I can mistakenly feel my organ retracting at this very moment.
(It was believed that eating pork was a cause of this retraction. I used to wonder why my father refused to touch the meat. Now after all these decades, I may have finally found out why.)
I think every man in the world should be informed of this “malady”.
That’s why as a service to mankind, we need to help publicise this book by making it the Diagram Prize winner.
So I implore you, dear readers, go to www.formstack.com/landing/6512 and vote for The Great Singapore Penis Panic as the oddest book title of the year. (UPDATE: Voting is closed.)
The other contenders are:
The winner will be announced on March 30.
Previous winners include The Big Book Of Lesbian Horse Stories and Living With Crazy Buttocks. Last year's winner was Managing a Dental Practice: The Genghis Khan Way.
So how does Dr Mendelson feel about being shortlisted?
He wrote this comment on the Diagram Prize web page: “I humbly offer my thanks for being nominated... I had sought a title to prick the ears of the reading public, to penetrate their imagination. Thus, your recognition serves as a rewarding climax to my efforts.”
No, thank you, doc, for the stimulating Singapore history lesson.
And readers, don't forget to vote.

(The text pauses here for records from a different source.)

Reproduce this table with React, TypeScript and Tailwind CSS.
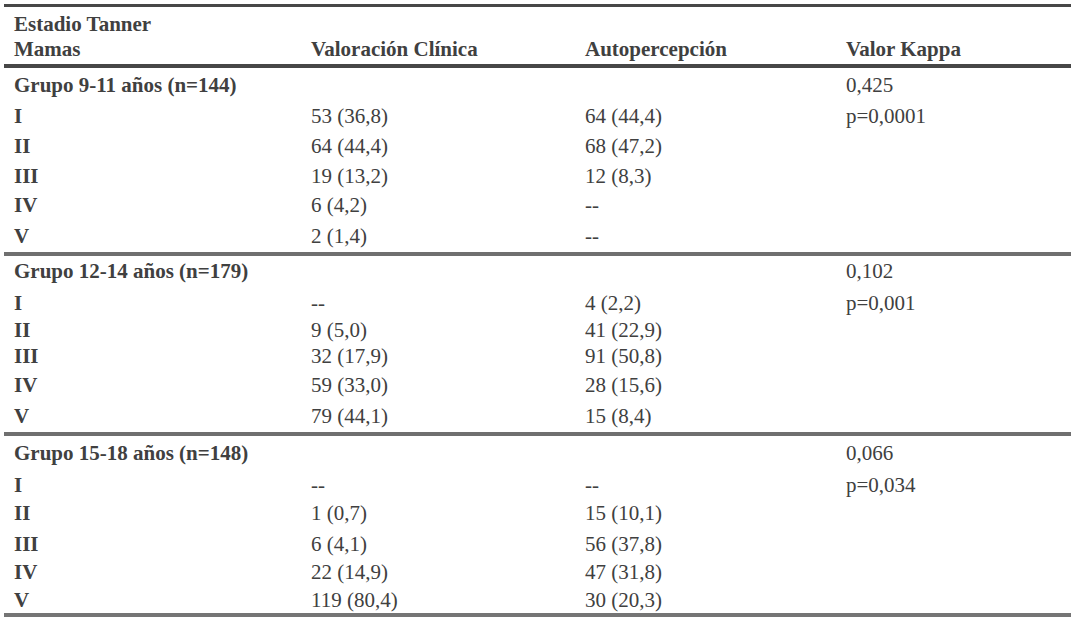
import React from "react";

type Row = { label: string; clin: string; auto: string; kappa?: string; h: number };
type Group = { title: string; kappa: string; titleH: number; pb: string; line: string; rows: Row[] };

const groups: Group[] = [
  {
    title: "Grupo 9-11 años (n=144)",
    kappa: "0,425",
    titleH: 28,
    pb: "pb-[5px]",
    line: "border-[#6f6f6f]",
    rows: [
      { label: "I", clin: "53 (36,8)", auto: "64 (44,4)", kappa: "p=0,0001", h: 31 },
      { label: "II", clin: "64 (44,4)", auto: "68 (47,2)", h: 30 },
      { label: "III", clin: "19 (13,2)", auto: "12 (8,3)", h: 30 },
      { label: "IV", clin: "6 (4,2)", auto: "--", h: 29 },
      { label: "V", clin: "2 (1,4)", auto: "--", h: 31 },
    ],
  },
  {
    title: "Grupo 12-14 años (n=179)",
    kappa: "0,102",
    titleH: 26,
    pb: "pb-[5px]",
    line: "border-[#6f6f6f]",
    rows: [
      { label: "I", clin: "--", auto: "4 (2,2)", kappa: "p=0,001", h: 32 },
      { label: "II", clin: "9 (5,0)", auto: "41 (22,9)", h: 27 },
      { label: "III", clin: "32 (17,9)", auto: "91 (50,8)", h: 26 },
      { label: "IV", clin: "59 (33,0)", auto: "28 (15,6)", h: 29 },
      { label: "V", clin: "79 (44,1)", auto: "15 (8,4)", h: 31 },
    ],
  },
  {
    title: "Grupo 15-18 años (n=148)",
    kappa: "0,066",
    titleH: 28,
    pb: "pb-[2px]",
    line: "border-[#757575]",
    rows: [
      { label: "I", clin: "--", auto: "--", kappa: "p=0,034", h: 32 },
      { label: "II", clin: "1 (0,7)", auto: "15 (10,1)", h: 28 },
      { label: "III", clin: "6 (4,1)", auto: "56 (37,8)", h: 31 },
      { label: "IV", clin: "22 (14,9)", auto: "47 (31,8)", h: 28 },
      { label: "V", clin: "119 (80,4)", auto: "30 (20,3)", h: 28 },
    ],
  },
];

const cols = "grid grid-cols-[297px_274px_261px_1fr] items-end";
const cell = "pl-[10px] pb-[1px] whitespace-nowrap";

function Line({ h, children }: { h: number; children: React.ReactNode }) {
  return (
    <div className={cols} style={{ height: h }}>
      {children}
    </div>
  );
}

export default function App() {
  return (
    <main className="min-h-screen bg-white pt-[4px] pl-[4px] text-[#404040] font-['Liberation_Serif','Times_New_Roman',serif] text-[21px] leading-[20px]">
      <div className="w-full border-t-[3px] border-[#474747]">
        {/* Header */}
        <div className="pb-[4px] border-b-[4px] border-[#474747] font-bold">
          <Line h={28}>
            <div className={cell}>Estadio Tanner</div>
            <div />
            <div />
            <div />
          </Line>
          <Line h={25}>
            <div className={cell}>Mamas</div>
            <div className={cell}>Valoración Clínica</div>
            <div className={cell}>Autopercepción</div>
            <div className={cell}>Valor Kappa</div>
          </Line>
        </div>

        {groups.map((g) => (
          <div key={g.title} className={`${g.pb} border-b-[4px] ${g.line}`}>
            <Line h={g.titleH}>
              <div className={`${cell} font-bold`}>{g.title}</div>
              <div />
              <div />
              <div className={cell}>{g.kappa}</div>
            </Line>
            {g.rows.map((r) => (
              <Line key={r.label} h={r.h}>
                <div className={`${cell} font-bold`}>{r.label}</div>
                <div className={cell}>{r.clin}</div>
                <div className={cell}>{r.auto}</div>
                <div className={cell}>{r.kappa ?? ""}</div>
              </Line>
            ))}
          </div>
        ))}
      </div>
    </main>
  );
}
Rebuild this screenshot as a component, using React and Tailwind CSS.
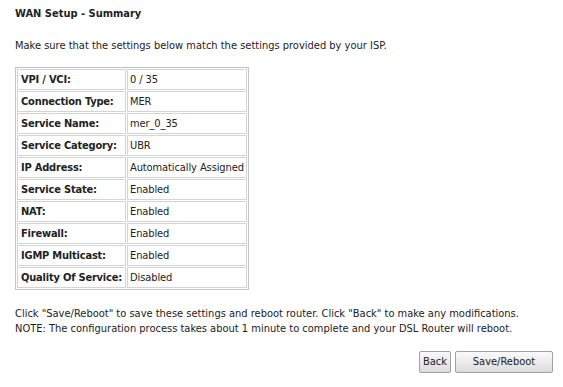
import React from "react";

const rows = [
  ["VPI / VCI:", "0 / 35"],
  ["Connection Type:", "MER"],
  ["Service Name:", "mer_0_35"],
  ["Service Category:", "UBR"],
  ["IP Address:", "Automatically Assigned"],
  ["Service State:", "Enabled"],
  ["NAT:", "Enabled"],
  ["Firewall:", "Enabled"],
  ["IGMP Multicast:", "Enabled"],
  ["Quality Of Service:", "Disabled"],
];

export default function App() {
  return (
    <div
      className="w-[563px] h-[387px] bg-white text-[#222] text-[11px] px-[15px] pt-[6px]"
      style={{ fontFamily: '"DejaVu Sans Condensed", "Liberation Sans", sans-serif' }}
    >
      <div className="font-bold text-[11px] leading-[15px]">WAN Setup - Summary</div>
      <p className="mt-[17px] leading-[15px]">
        Make sure that the settings below match the settings provided by your ISP.
      </p>
      <table className="mt-[14px] border border-[#c4c4c4] border-separate border-spacing-[1px] w-[232px]">
        <tbody>
          {rows.map(([k, v]) => (
            <tr key={k} className="h-[21px]">
              <td className="border border-[#d4d4d4] font-bold tracking-[-0.2px] px-[3px] w-[108px] leading-[17px] whitespace-nowrap">
                {k}
              </td>
              <td className="border border-[#d4d4d4] px-[2px] tracking-[-0.1px] leading-[17px] whitespace-nowrap">{v}</td>
            </tr>
          ))}
        </tbody>
      </table>
      <div className="mt-[16px] leading-[15px]">
        <div className="whitespace-nowrap">Click "Save/Reboot" to save these settings and reboot router. Click "Back" to make any modifications.</div>
        <div className="whitespace-nowrap">NOTE: The configuration process takes about 1 minute to complete and your DSL Router will reboot.</div>
      </div>
      <div className="flex justify-end gap-[4px] mt-[15px] mr-[-5px]">
        <button className="h-[22px] w-[32px] border border-[#a0a0a0] rounded-[2px] bg-gradient-to-b from-[#fafafa] to-[#dcdcdc] text-[11px]">
          Back
        </button>
        <button className="h-[22px] w-[98px] border border-[#a0a0a0] rounded-[2px] bg-gradient-to-b from-[#fafafa] to-[#dcdcdc] text-[11px]">
          Save/Reboot
        </button>
      </div>
    </div>
  );
}
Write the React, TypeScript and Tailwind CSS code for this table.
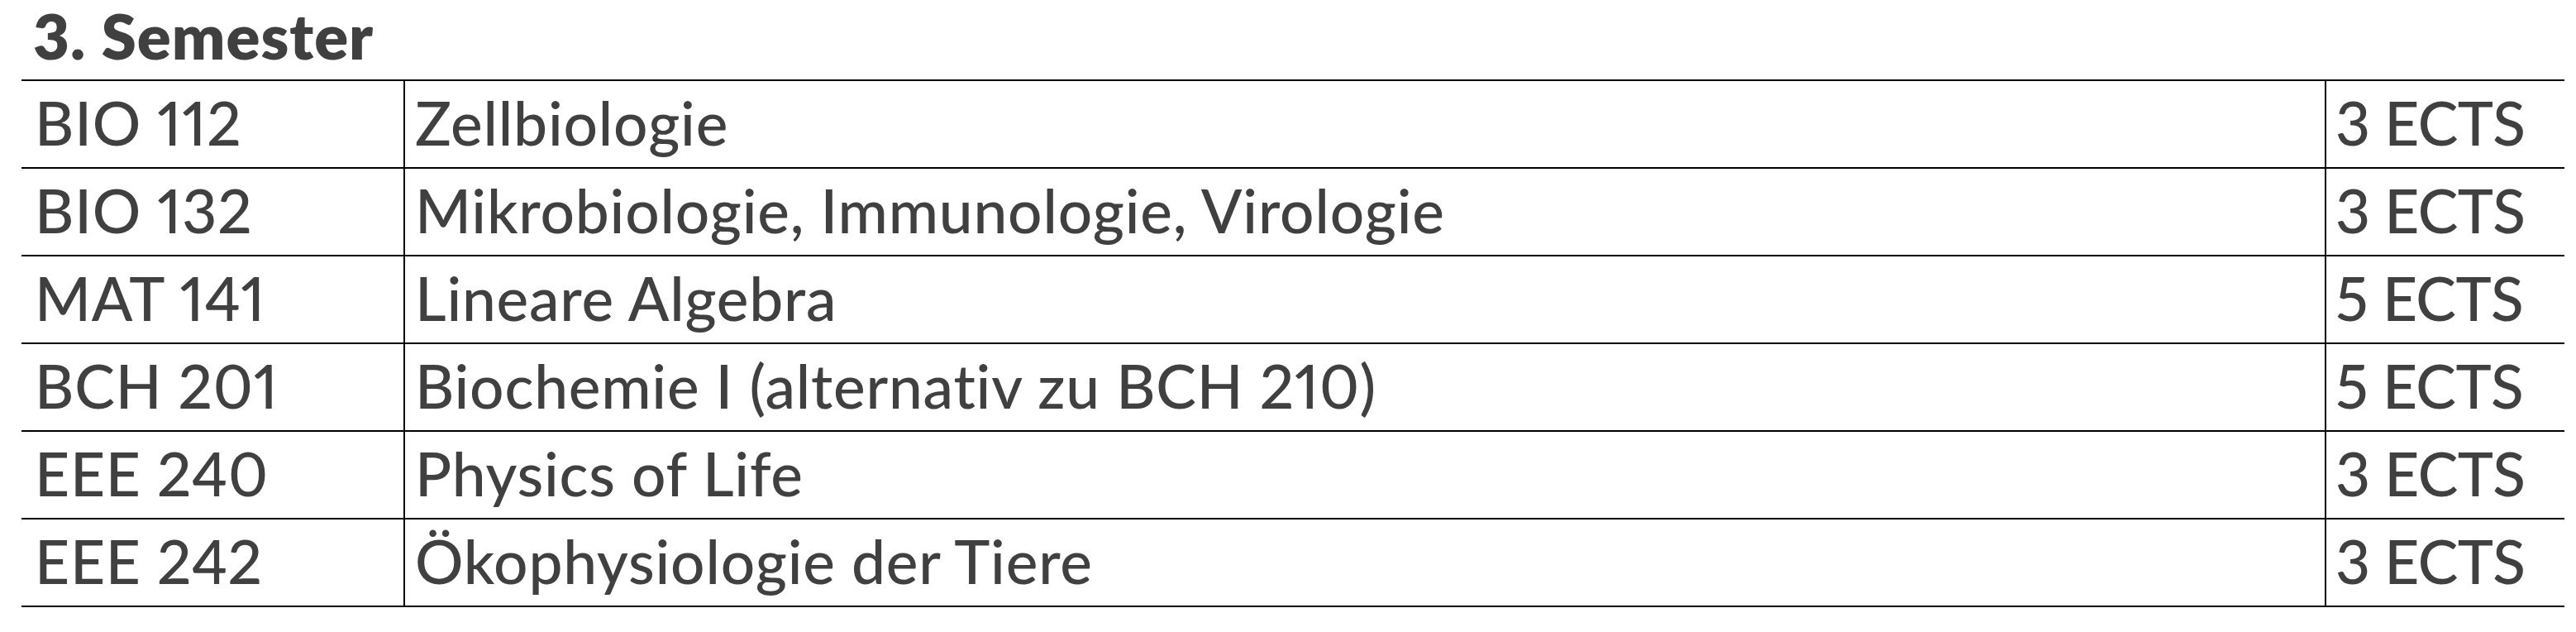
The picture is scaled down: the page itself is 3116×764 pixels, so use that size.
const courses = [
  { code: 'BIO 112', title: 'Zellbiologie', ects: '3 ECTS' },
  { code: 'BIO 132', title: 'Mikrobiologie, Immunologie, Virologie', ects: '3 ECTS' },
  { code: 'MAT 141', title: 'Lineare Algebra', ects: '5 ECTS' },
  { code: 'BCH 201', title: 'Biochemie I (alternativ zu BCH 210)', ects: '5 ECTS' },
  { code: 'EEE 240', title: 'Physics of Life', ects: '3 ECTS' },
  { code: 'EEE 242', title: 'Ökophysiologie der Tiere', ects: '3 ECTS' },
]

export default function App() {
  return (
    <div className="min-h-screen bg-white text-[#404040] font-['Lato','Noto_Sans',sans-serif] proportional-nums">
      {/* Semester heading */}
      <h2 className="pl-[40px] pb-[10px] text-[76px] font-extrabold leading-[86px] tracking-[1px]">
        3. Semester
      </h2>

      {/* Course table */}
      <div className="ml-[26px] w-[3076px] border-t-2 border-black grid grid-cols-[464px_2324px_288px] text-[73px] font-medium leading-[100px] tracking-[0.8px]">
        {courses.map((c) => (
          <div key={c.code} className="contents">
            <div className="h-[106px] pl-[16px] pb-[4px] border-b-2 border-r-2 border-black whitespace-nowrap">
              {c.code}
            </div>
            <div className="h-[106px] pl-[12px] pb-[4px] border-b-2 border-r-2 border-black whitespace-nowrap">
              {c.title}
            </div>
            <div className="h-[106px] pl-[11px] pb-[4px] border-b-2 border-black whitespace-nowrap tracking-[-0.6px]">
              {c.ects}
            </div>
          </div>
        ))}
      </div>
    </div>
  )
}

The ball's in your court.
- Published in The New Paper, 4 March 2012
READ: Interview with Dr Mendelson
UPDATE: The Great Singapore Penis Panic loses Diagram Prize
Ahh the Great Singapore Penis Panic.
I have so many fond memories of this and I was impossibly pleased when it made the papers. Finally something exciting was happening in plain old vanilla Singapore.
Surprisingly, this was actually a real and serious thing back in the day. If I remember correctly, it was not an exclusively Singaporean thing - it originated in Japan and was widespread in many Asian countries including Malaysia, Thailand, the Philipines and even India.
My neighbour, from when I used to live in Ang Mo Kio, told me that one fine unsuspecting day he noticed that his penis was considerably smaller after a shower.
By bedtime it had apparently retracted all the way until there was only a nub where his penis used to be - or so he says at least. When he told me I laughed so hard I almost died.
He became visibly upset and claimed that this was a legitimate medical condition and my inexcusable behaviour was no different from laughing at a handicapped person. I'm not sure how it panned out after that.
I saw him recently though at some coffee shop by chance about 20 years later with his family including grandchildren.
I could not resist but ask him how his penis was doing in front of his family.
He looked pretty pissed and muttered something about a succubus before ignoring me and returning to his Kueh Teow.
Oh how me and his grandkids laughed.